Durante el gobierno de Correa la SIP ha registrado graves violaciones a la libertad de expresión (las más graves de ellas, comentadas aquí) pero no peores a las que registró en sus informes durante el período de Durán-Ballén. Sin embargo, para la SIP el gobierno de Correa conduce “un proceso de extinción de la libertad de expresión” (AG 67, 2011) mientras que el de Durán-Ballén se realizó “en un ambiente de libertad sin restricciones” y de “respeto a la libertad de expresión”. Una diferencia tan brutal y polarizada sólo puede explicarse por el marcado sesgo en el análisis: favorable para su aliado Durán-Ballén y abiertamente desfavorable (sin recato ni en adjetivos ni en sospechas) para su adversario Correa. Algo hay que admitir: su sesgo es plenamente lógico si lo que analizamos (como en efecto es eso lo que analiza la SIP) es las perspectivas de un negocio.

3) Conclusión

La renovación en la opinión pública de las ideas dominantes sobre libertad de expresión es producto del enfrentamiento entre el gobierno de Correa y los medios de comunicación tradicionales. Estas nuevas ideas son un mejor escenario que el de hace 15 años atrás, pero es todavía insuficiente. El debate en la esfera pública no merece agotarse en los escasos temas que dicho enfrentamiento propone (a manera de reacción frente a los actos del poder político), menos limitarse a imitar de la SIP su uso de adjetivos y sus valoraciones sesgadas.

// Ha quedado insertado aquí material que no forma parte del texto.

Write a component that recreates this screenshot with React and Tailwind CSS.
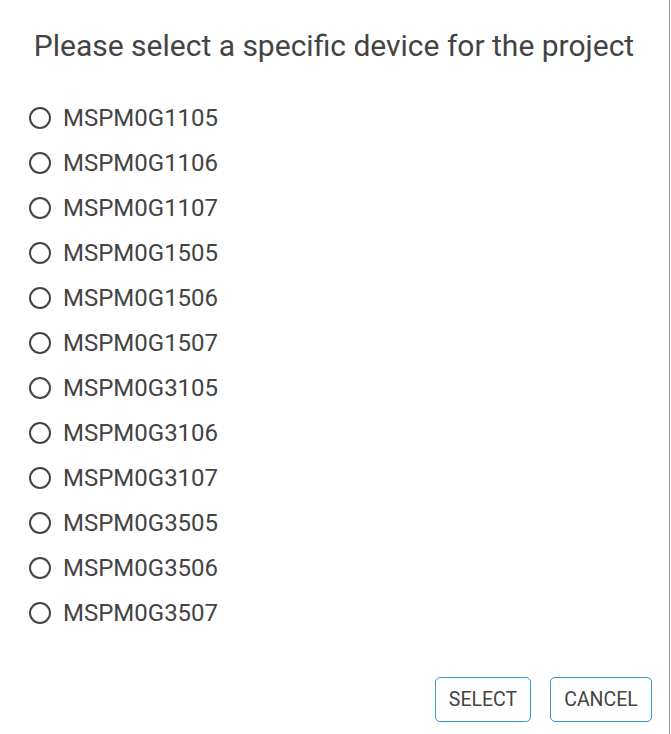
import { useState } from "react";

const devices = [
  "MSPM0G1105",
  "MSPM0G1106",
  "MSPM0G1107",
  "MSPM0G1505",
  "MSPM0G1506",
  "MSPM0G1507",
  "MSPM0G3105",
  "MSPM0G3106",
  "MSPM0G3107",
  "MSPM0G3505",
  "MSPM0G3506",
  "MSPM0G3507",
];

const App = () => {
  const [selected, setSelected] = useState(null);

  return (
    <div
      className="w-[671px] h-[734px] bg-white text-[#444444] flex"
      style={{ fontFamily: "Roboto, 'Liberation Sans', sans-serif" }}
    >
      <div className="w-[670px] h-full border-r border-[#9a9a9a] flex flex-col">
        {/* Title */}
        <h1 className="text-[30px] text-center pt-[26px] leading-[40px] pr-[1px]">
          Please select a specific device for the project
        </h1>

        {/* Device list */}
        <div className="mt-[29px] pl-[29px] flex flex-col">
          {devices.map((d) => (
            <label
              key={d}
              className="h-[45px] flex items-center gap-[12px] cursor-pointer"
              onClick={() => setSelected(d)}
            >
              <span className="w-[22px] h-[22px] rounded-full border-2 border-[#444444] flex items-center justify-center">
                {selected === d && (
                  <span className="w-[12px] h-[12px] rounded-full bg-[#444444]" />
                )}
              </span>
              <span className="text-[24px] leading-[28px]">{d}</span>
            </label>
          ))}
        </div>

        {/* Actions */}
        <div className="mt-auto mb-[12px] flex justify-end gap-[19px] pr-[17px]">
          <button className="w-[96px] h-[45px] border border-[#3a96d0] rounded-[5px] text-[19.5px]">
            SELECT
          </button>
          <button className="w-[102px] h-[45px] border border-[#3a96d0] rounded-[5px] text-[19.5px]">
            CANCEL
          </button>
        </div>
      </div>
    </div>
  );
};

export default App;
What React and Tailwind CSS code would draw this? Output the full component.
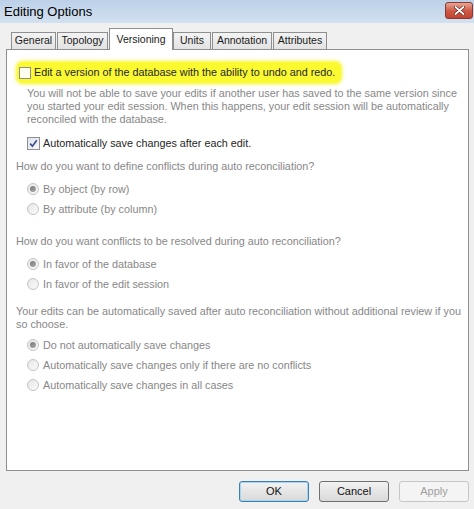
import React from "react";

const F = { fontFamily: '"Liberation Sans", Arial, sans-serif' };

function Radio({ checked }) {
  return (
    <span className="relative inline-flex h-[12px] w-[12px] shrink-0 items-center justify-center rounded-full border border-[#c4c4c4] bg-gradient-to-br from-[#e6e6e6] to-[#fbfbfb]">
      {checked && (
        <span className="h-[6px] w-[6px] rounded-full bg-gradient-to-br from-[#767676] to-[#adadad]" />
      )}
    </span>
  );
}

function Tab({ label, w, selected }) {
  if (selected) {
    return (
      <div
        className={`relative z-10 -mb-px flex h-[22px] items-start justify-center border border-b-0 border-[#8e8f8f] bg-white pt-[3px] text-[10.5px] text-[#1a1a1a] ${w}`}
      >
        {label}
      </div>
    );
  }
  return (
    <div
      className={`flex h-[17px] items-center justify-center border border-b-0 border-[#8e8f8f] bg-gradient-to-b from-[#f3f3f3] to-[#e3e3e3] text-[10.5px] text-[#1a1a1a] ${w}`}
    >
      {label}
    </div>
  );
}

function Btn({ children, variant }) {
  const base =
    "flex h-[21px] w-[70px] items-center justify-center rounded-[3px] border text-[11px]";
  if (variant === "default")
    return (
      <div className={`${base} border-[#3c7fb1] bg-gradient-to-b from-[#f2f2f2] to-[#d9d9d9] text-[#111] shadow-[inset_0_0_0_1px_#a9d4f0]`}>
        {children}
      </div>
    );
  if (variant === "disabled")
    return (
      <div className={`${base} border-[#c6c6c6] bg-[#f4f4f4] text-[#a0a0a0]`}>
        {children}
      </div>
    );
  return (
    <div className={`${base} border-[#707070] bg-gradient-to-b from-[#f2f2f2] to-[#d9d9d9] text-[#111]`}>
      {children}
    </div>
  );
}

export default function App() {
  const gray = "text-[#878787]";
  const dark = "text-[#262626]";
  return (
    <div
      style={F}
      className="flex h-[509px] w-[474px] flex-col overflow-hidden bg-[#f0f0f0]"
    >
      {/* title bar */}
      <div className="flex h-[23px] shrink-0 items-center justify-between bg-gradient-to-b from-[#bcd1e8] to-[#d3e1f0] pl-[4px] pr-[1px]">
        <span className="text-[13px] text-black">Editing Options</span>
        <div className="mt-[-3px] flex h-[17px] w-[28px] items-center justify-center rounded-[3px] border border-[#8a3a30] bg-gradient-to-b from-[#e5a596] via-[#cf5a48] to-[#c2442f]">
          <svg width="11" height="9" viewBox="0 0 11 9">
            <path d="M1.5 1 L9.5 8 M9.5 1 L1.5 8" stroke="#5a1b12" strokeWidth="3" strokeLinecap="round" />
            <path d="M1.5 1 L9.5 8 M9.5 1 L1.5 8" stroke="#ffffff" strokeWidth="1.8" strokeLinecap="round" />
          </svg>
        </div>
      </div>

      {/* tabs */}
      <div className="mt-[5px] flex items-end pl-[11px]">
        <Tab label="General" w="w-[45px]" />
        <div className="w-px" />
        <Tab label="Topology" w="w-[51px]" />
        <div className="w-[1px]" />
        <Tab label="Versioning" w="w-[64px]" selected />
        <Tab label="Units" w="w-[38px]" />
        <div className="w-[1px]" />
        <Tab label="Annotation" w="w-[60px]" />
        <div className="w-[1px]" />
        <Tab label="Attributes" w="w-[54px]" />
      </div>

      {/* panel */}
      <div className="ml-[6px] flex h-[422px] w-[463px] shrink-0 flex-col border border-[#8e8f8f] bg-white text-[10.8px]">
        {/* highlighted checkbox row */}
        <div className="mt-[12px] ml-[10px] flex h-[21px] w-[324px] items-center rounded-[6px] bg-[#fbfa30] pl-[2px] shadow-[0_0_3px_2px_#fbf972]">
          <span className="h-[12px] w-[12px] shrink-0 border border-[#8f8f8f] bg-[#fdfdf0]" />
          <span className={`ml-[3px] ${dark}`}>
            Edit a version of the database with the ability to undo and redo.
          </span>
        </div>

        <div className={`mt-[4px] ml-[20px] mr-[8px] leading-[13px] ${gray}`}>
          You will not be able to save your edits if another user has saved to the same version since you started your edit session. When this happens, your edit session will be automatically reconciled with the database.
        </div>

        <div className="mt-[7px] ml-[20px] flex h-[20px] items-center">
          <span className="flex h-[13px] w-[13px] shrink-0 items-center justify-center border border-[#8f8f8f] bg-gradient-to-br from-[#dfe3ee] to-[#f7f8fb]">
            <svg width="9" height="9" viewBox="0 0 9 9">
              <path d="M1.2 4.6 L3.4 7.2 L7.8 1.2" fill="none" stroke="#3d4f8a" strokeWidth="1.7" />
            </svg>
          </span>
          <span className={`ml-[3px] ${dark}`}>Automatically save changes after each edit.</span>
        </div>

        <div className={`mt-[6px] ml-[9px] h-[14px] leading-[14px] ${gray}`}>
          How do you want to define conflicts during auto reconciliation?
        </div>

        <div className="mt-[6px] ml-[20px] flex flex-col">
          <div className="flex h-[20px] items-center">
            <Radio checked />
            <span className={`ml-[4px] ${gray}`}>By object (by row)</span>
          </div>
          <div className="flex h-[20px] items-center">
            <Radio />
            <span className={`ml-[4px] ${gray}`}>By attribute (by column)</span>
          </div>
        </div>

        <div className={`mt-[15px] ml-[9px] h-[14px] leading-[14px] ${gray}`}>
          How do you want conflicts to be resolved during auto reconciliation?
        </div>

        <div className="mt-[6px] ml-[20px] flex flex-col">
          <div className="flex h-[20px] items-center">
            <Radio checked />
            <span className={`ml-[4px] ${gray}`}>In favor of the database</span>
          </div>
          <div className="flex h-[20px] items-center">
            <Radio />
            <span className={`ml-[4px] ${gray}`}>In favor of the edit session</span>
          </div>
        </div>

        <div className={`mt-[11px] ml-[9px] mr-[6px] leading-[13px] ${gray}`}>
          Your edits can be automatically saved after auto reconciliation without additional review if you so choose.
        </div>

        <div className="mt-[4px] ml-[20px] flex flex-col">
          <div className="flex h-[20px] items-center">
            <Radio checked />
            <span className={`ml-[4px] ${gray}`}>Do not automatically save changes</span>
          </div>
          <div className="flex h-[20px] items-center">
            <Radio />
            <span className={`ml-[4px] ${gray}`}>Automatically save changes only if there are no conflicts</span>
          </div>
          <div className="flex h-[20px] items-center">
            <Radio />
            <span className={`ml-[4px] ${gray}`}>Automatically save changes in all cases</span>
          </div>
        </div>
      </div>

      {/* buttons */}
      <div className="mt-[10px] flex justify-end gap-[10px] pr-[5px]">
        <Btn variant="default">OK</Btn>
        <Btn>Cancel</Btn>
        <Btn variant="disabled">Apply</Btn>
      </div>
    </div>
  );
}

Es necesario debatir fuera de lo que propone ese enfrentamiento, afianzados en la reciente e importante legitimidad del sistema interamericano de protección de los derechos humanos. Debatir, al amparo de la Corte Interamericana en el caso Fontevecchia y D’Amico, acerca de cómo procurar de manera adecuada y eficaz la equidad en el flujo informativo, esto es, de cómo proteger los derechos “de quien enfrenta el poder de los medios” y de cómo asegurar “condiciones estructurales que permitan la expresión equitativa de las ideas”. Pero lo primero es debatir fuera de la agenda mediática propuesta por otros en beneficio de sus intereses. Cuando pensemos por cuenta propia, el resto será ganancia.